Quanto è stato naturalmente riportato da una tecnica all’altra è certamente il nodo narrativo, che ci lascia ritrovare un bestiario variegato, assoluto protagonista di un interessante racconto che inevitabilmente si intreccia con la vita stessa dell’autrice. Ippaso ricostruisce le sue memorie di viaggiatrice grazie allo sguardo ipnotico di una tigre, alla leggerezza dei corpi di struzzo, alla freschezza dei fondali marini. Le interessa catturare le sensazioni epidermiche che la natura può suscitare con la sua complessa bellezza e che possono prendere una forma d’arte, se guidate con spirito sincero a diventare, da preziosi ricordi, eterni simulacri. Con una grande gioia trasmessa attraverso le pennellate vigorose, la scelta di timbri accesi, le linee semplificate come fossero disegni di bimba, l’artista riporta tutta la magnificenza goduta coi propri occhi e introduce in maniera genuina il tema del viaggio. A ben guardare l’insieme delle opere scelte il racconto si fa intricato e il mondo animale risulta un pretesto per seguire un percorso di vita. La varietà delle scene fermate in frammento corrisponde a una varietà di esperienze umane e professionali, che è possibile intuire anche solo leggendo qualche nota biografica. Ippaso ha desiderio di pensare a tutte le avventure vissute, prima di tutto per non perderle e poi anche per trasmetterne memoria a quanti ammirano la sua arte.
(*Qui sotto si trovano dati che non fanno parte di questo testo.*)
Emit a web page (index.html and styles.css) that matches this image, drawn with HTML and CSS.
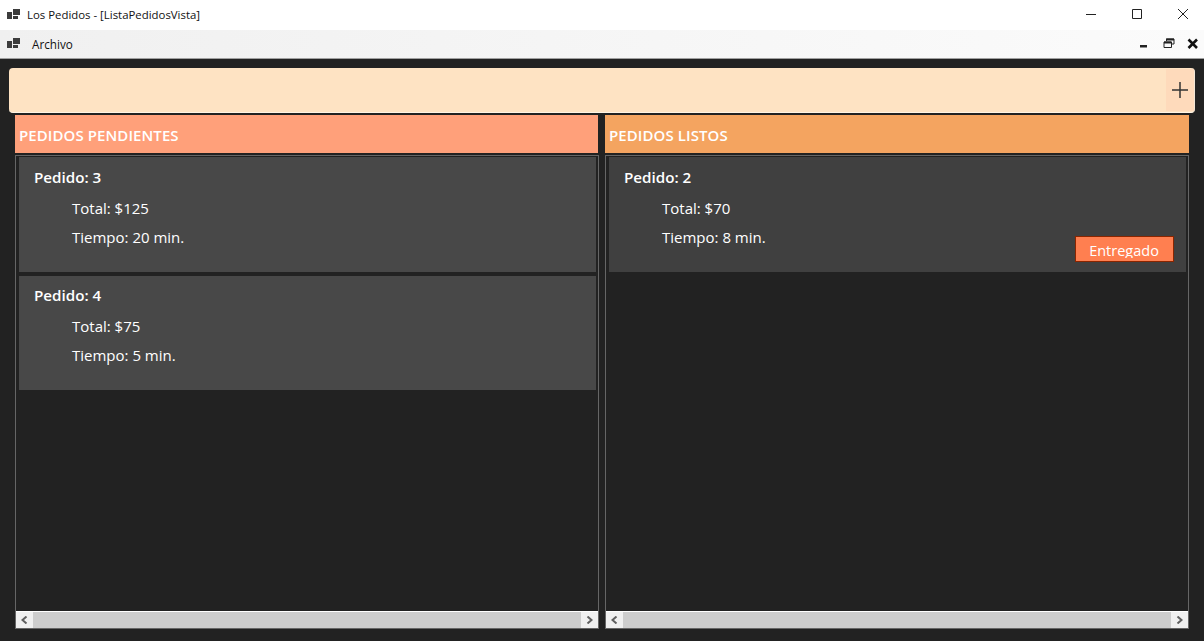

Compare un oggetto che aveva già fatto bella mostra di sé nelle acqueforti e acquetinte, la bicicletta, che ora attraversa spavalda paesaggi esotici, non abbandona mai il cammino del viaggiatore e come lui passa Da una riva all’altra del fiume della vita. Su quella bici improvvisamente compare una sposa dai capelli rossi: ha il vento sul suo abito nero e il cielo nelle ruote. È chiaro che Rita Ippaso è ancora in viaggio e vi rimarrà per sempre.